# [Task]
Start at the line holding "Give me the", stop at the line holding "import React from 'react';", and repeat those lines exactly, both ends included; skip the pictures.

# [Exercise material]
/---
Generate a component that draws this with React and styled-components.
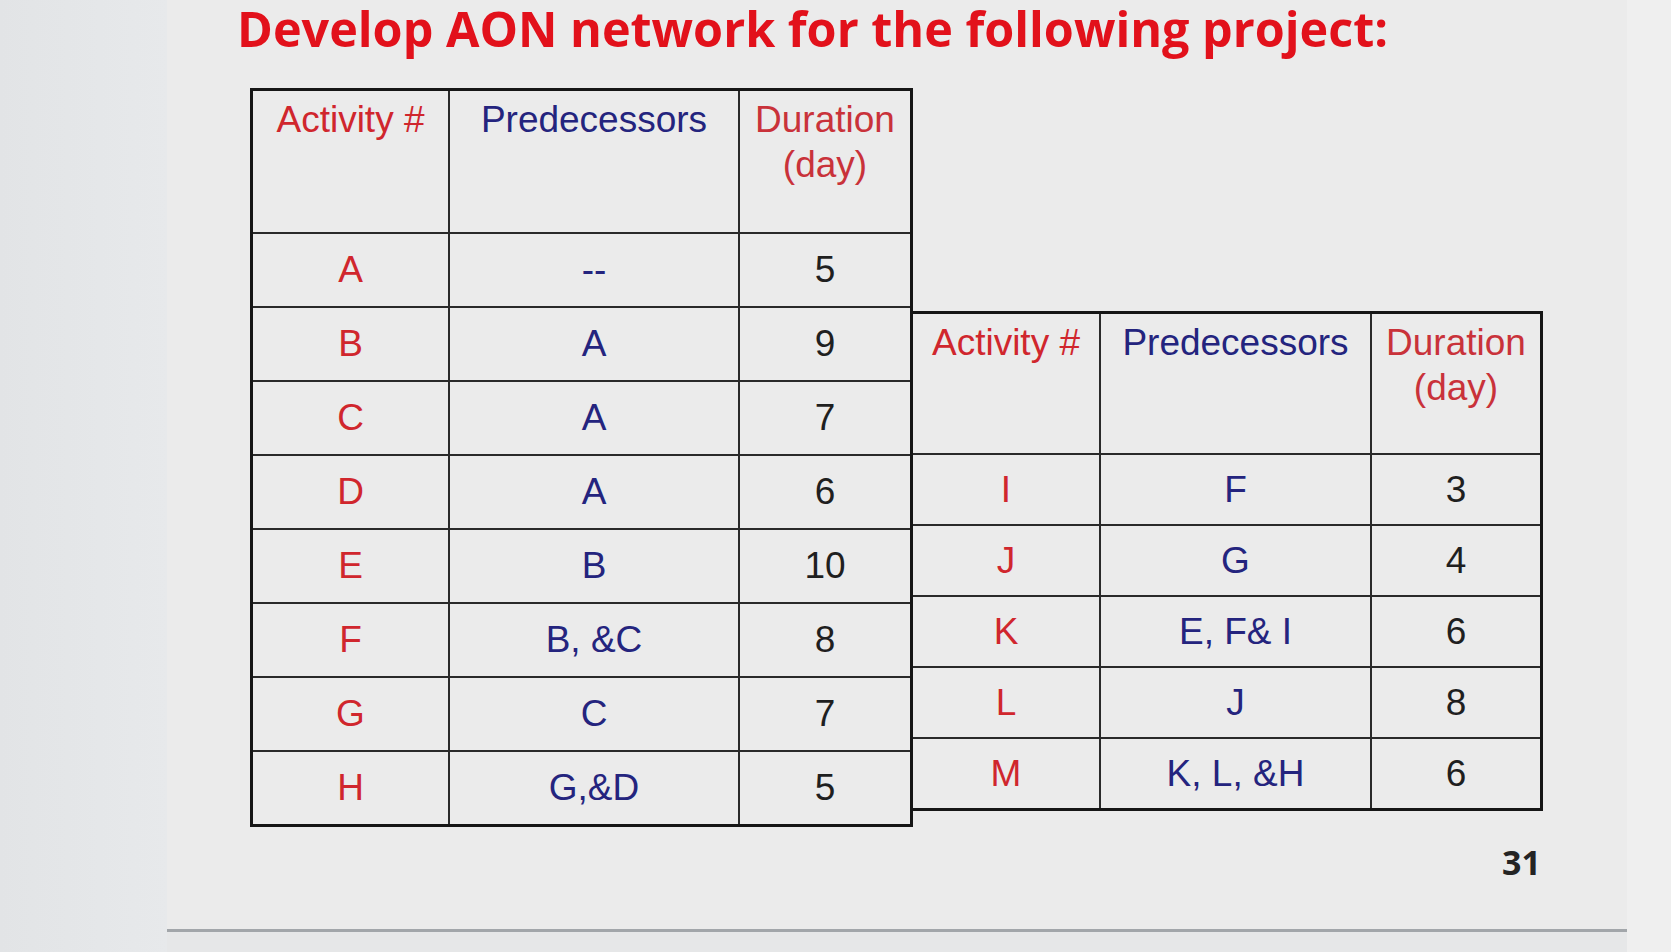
import React from "react";
import styled, { createGlobalStyle } from "styled-components";

const GlobalStyle = createGlobalStyle`
  html, body {
    margin: 0;
    padding: 0;
    background: #e4e6e8;
  }
`;

const Page = styled.div`
  display: flex;
  flex-direction: row;
  width: 1671px;
  height: 952px;
  overflow: hidden;
  background: #e6e7e8;
`;

const LeftMargin = styled.div`
  width: 167px;
  flex-shrink: 0;
  background: linear-gradient(90deg, #e2e4e6, #e7e9eb);
`;

const RightMargin = styled.div`
  flex: 1;
  background: #efefef;
`;

const Slide = styled.div`
  width: 1460px;
  height: 929px;
  flex-shrink: 0;
  display: flex;
  flex-direction: column;
  background: #ebebeb;
  border-bottom: 3px solid #a2a6aa;
`;

const Title = styled.h1`
  margin: 0 0 0 70px;
  font-family: "Open Sans", "Liberation Sans", sans-serif;
  font-weight: 700;
  font-size: 48.5px;
  line-height: 56px;
  color: #e2111b;
  white-space: nowrap;
`;

const Tables = styled.div`
  display: flex;
  flex-direction: row;
  align-items: flex-start;
  margin: 32px 0 0 83px;
`;

const Grid = styled.div`
  display: grid;
  grid-template-columns: ${(p) => p.$cols};
  grid-template-rows: ${(p) => p.$rows};
  gap: 2px;
  background: #2a2a2a;
  border: 3px solid #161616;
  margin-top: ${(p) => p.$top || 0}px;
  margin-left: ${(p) => p.$left || 0}px;
`;

const colors = {
  act: "#d0262d",
  pred: "#24247e",
  dur: "#1f1f1f",
  durHead: "#c9323a",
};

const Cell = styled.div`
  background: #ebebeb;
  display: flex;
  justify-content: center;
  align-items: ${(p) => (p.$head ? "flex-start" : "center")};
  padding-top: ${(p) => (p.$head ? "6px" : "0")};
  text-align: center;
  font-family: "Liberation Sans", Arial, sans-serif;
  font-size: 37px;
  line-height: ${(p) => (p.$head ? "45px" : "40px")};
  color: ${(p) => colors[p.$kind]};
  white-space: nowrap;
`;

const PageNumber = styled.div`
  align-self: flex-end;
  margin: 18px 86px 0 0;
  font-family: "Open Sans", "Liberation Sans", sans-serif;
  font-weight: 700;
  font-size: 34px;
  line-height: 34px;
  color: #242424;
`;

const leftRows = [
  ["A", "--", "5"],
  ["B", "A", "9"],
  ["C", "A", "7"],
  ["D", "A", "6"],
  ["E", "B", "10"],
  ["F", "B, &C", "8"],
  ["G", "C", "7"],
  ["H", "G,&D", "5"],
];

const rightRows = [
  ["I", "F", "3"],
  ["J", "G", "4"],
  ["K", "E, F& I", "6"],
  ["L", "J", "8"],
  ["M", "K, L, &H", "6"],
];

const ActivityTable = ({ rows, cols, headHeight, rowHeight, top, left }) => (
  <Grid
    $cols={cols}
    $rows={`${headHeight}px repeat(${rows.length}, ${rowHeight}px)`}
    $top={top}
    $left={left}
  >
    <Cell $head $kind="act">Activity #</Cell>
    <Cell $head $kind="pred">Predecessors</Cell>
    <Cell $head $kind="durHead">
      Duration
      <br />
      (day)
    </Cell>
    {rows.map(([act, pred, dur]) => (
      <React.Fragment key={act}>
        <Cell $kind="act">{act}</Cell>
        <Cell $kind="pred">{pred}</Cell>
        <Cell $kind="dur">{dur}</Cell>
      </React.Fragment>
    ))}
  </Grid>
);

const App = () => {
  return (
    <Page>
      <GlobalStyle />
      <LeftMargin />
      <Slide>
        <Title>Develop AON network for the following project:</Title>
        <Tables>
          <ActivityTable
            rows={leftRows}
            cols="195px 288px 170px"
            headHeight={141}
            rowHeight={72}
          />
          <ActivityTable
            rows={rightRows}
            cols="186px 269px 168px"
            headHeight={139}
            rowHeight={69}
            top={223}
            left={-3}
          />
        </Tables>
        <PageNumber>31</PageNumber>
      </Slide>
      <RightMargin />
    </Page>
  );
};

export default App;
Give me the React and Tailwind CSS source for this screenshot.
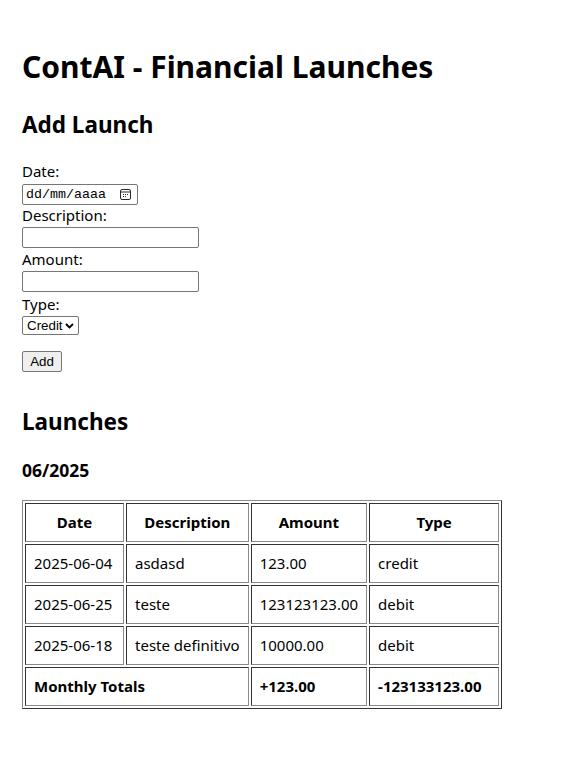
import React from 'react';

const LAUNCHES = [
    { date: '2025-06-04', description: 'asdasd', amount: '123.00', type: 'credit' },
    { date: '2025-06-25', description: 'teste', amount: '123123123.00', type: 'debit' },
    { date: '2025-06-18', description: 'teste definitivo', amount: '10000.00', type: 'debit' },
];

const CalendarIcon = () => (
    <svg width="11" height="11" viewBox="0 0 11 11" fill="none" stroke="#2a2a2a" strokeWidth="1">
        <rect x="0.5" y="0.5" width="10" height="10" rx="1.5" />
        <line x1="0.5" y1="3" x2="10.5" y2="3" />
        <rect x="3" y="5" width="1" height="1" fill="#2a2a2a" stroke="none" />
        <rect x="5" y="5" width="1" height="1" fill="#2a2a2a" stroke="none" />
        <rect x="7" y="5" width="1" height="1" fill="#2a2a2a" stroke="none" />
        <rect x="3" y="7" width="1" height="1" fill="#2a2a2a" stroke="none" />
        <rect x="5" y="7" width="1" height="1" fill="#2a2a2a" stroke="none" />
    </svg>
);

// celulas com borda "inset" igual ao border="1" do html
const cellCls = 'border border-t-[#333] border-l-[#333] border-b-[#8a8a8a] border-r-[#8a8a8a] px-[8px] py-[8px] leading-[21px] whitespace-nowrap';

const Cell = ({ children, bold }) => (
    <td className={`${cellCls} text-left ${bold ? 'font-bold' : ''}`}>{children}</td>
);

export default function App() {
    return (
        <div className="min-h-screen bg-white px-[22px] pt-[22px] pb-10 text-black text-[15px]" style={{ fontFamily: '"Noto Sans", "Open Sans", sans-serif' }}>
            <h1 className="text-[30px] font-bold leading-[42px] mt-[24px] mb-[21px]">ContAI - Financial Launches</h1>

            <h2 className="text-[22.5px] font-bold leading-[32px] mb-[20px]">Add Launch</h2>

            {/* formulario */}
            <div className="flex flex-col items-start">
                <label className="leading-[21px]">Date:</label>
                <div className="w-[116px] h-[21px] border border-[#767676] rounded-[2px] flex items-center justify-between pl-[3px] pr-[6px] mt-[2px]">
                    <span className="text-[13.33px]" style={{ fontFamily: '"Liberation Mono", "DejaVu Sans Mono", monospace' }}>dd/mm/aaaa</span>
                    <CalendarIcon />
                </div>
                <label className="leading-[21px]">Description:</label>
                <input className="w-[177px] h-[21px] border border-[#767676] rounded-[2px] mt-[1px] mb-[1px]" />
                <label className="leading-[21px]">Amount:</label>
                <input className="w-[177px] h-[21px] border border-[#767676] rounded-[2px] mt-[1px] mb-[1px]" />
                <label className="leading-[21px] mt-[1px]">Type:</label>
                <div className="h-[19px] border border-[#767676] rounded-[2px] flex items-center gap-[2px] pl-[4px] pr-[4px] mt-[1px] text-[13.33px]" style={{ fontFamily: '"Liberation Sans", Arial, sans-serif' }}>
                    <span>Credit</span>
                    <svg width="9" height="6" viewBox="0 0 9 6"><path d="M1 1 L4.5 4.5 L8 1" fill="none" stroke="#000" strokeWidth="1.8" /></svg>
                </div>
                <button className="mt-[16px] w-[40px] h-[21px] bg-[#efefef] border border-[#767676] rounded-[2px] text-[13.33px] leading-none" style={{ fontFamily: '"Liberation Sans", Arial, sans-serif' }}>
                    Add
                </button>
            </div>

            <h2 className="text-[22.5px] font-bold leading-[32px] mt-[34px]">Launches</h2>

            <h3 className="text-[17.5px] font-bold leading-[25px] mt-[20px] mb-[17px]">06/2025</h3>

            <table className="border border-t-[#8a8a8a] border-l-[#8a8a8a] border-b-[#333] border-r-[#333] border-separate border-spacing-[2px]">
                <thead>
                    <tr>
                        <th className={`${cellCls} font-bold text-center w-[99px]`}>Date</th>
                        <th className={`${cellCls} font-bold text-center w-[120px]`}>Description</th>
                        <th className={`${cellCls} font-bold text-center w-[116px]`}>Amount</th>
                        <th className={`${cellCls} font-bold text-center w-[130px]`}>Type</th>
                    </tr>
                </thead>
                <tbody>
                    {LAUNCHES.map((l, i) => (
                        <tr key={i}>
                            <Cell>{l.date}</Cell>
                            <Cell>{l.description}</Cell>
                            <Cell>{l.amount}</Cell>
                            <Cell>{l.type}</Cell>
                        </tr>
                    ))}
                    <tr>
                        <td colSpan={2} className={`${cellCls} font-bold text-left`}>Monthly Totals</td>
                        <Cell bold>+123.00</Cell>
                        <Cell bold>-123133123.00</Cell>
                    </tr>
                </tbody>
            </table>
        </div>
    );
}
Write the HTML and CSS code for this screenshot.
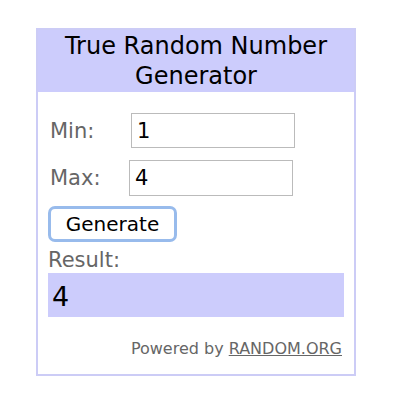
\---
# [Written reply]
Give me the React and Tailwind CSS source for this screenshot.
import React from 'react';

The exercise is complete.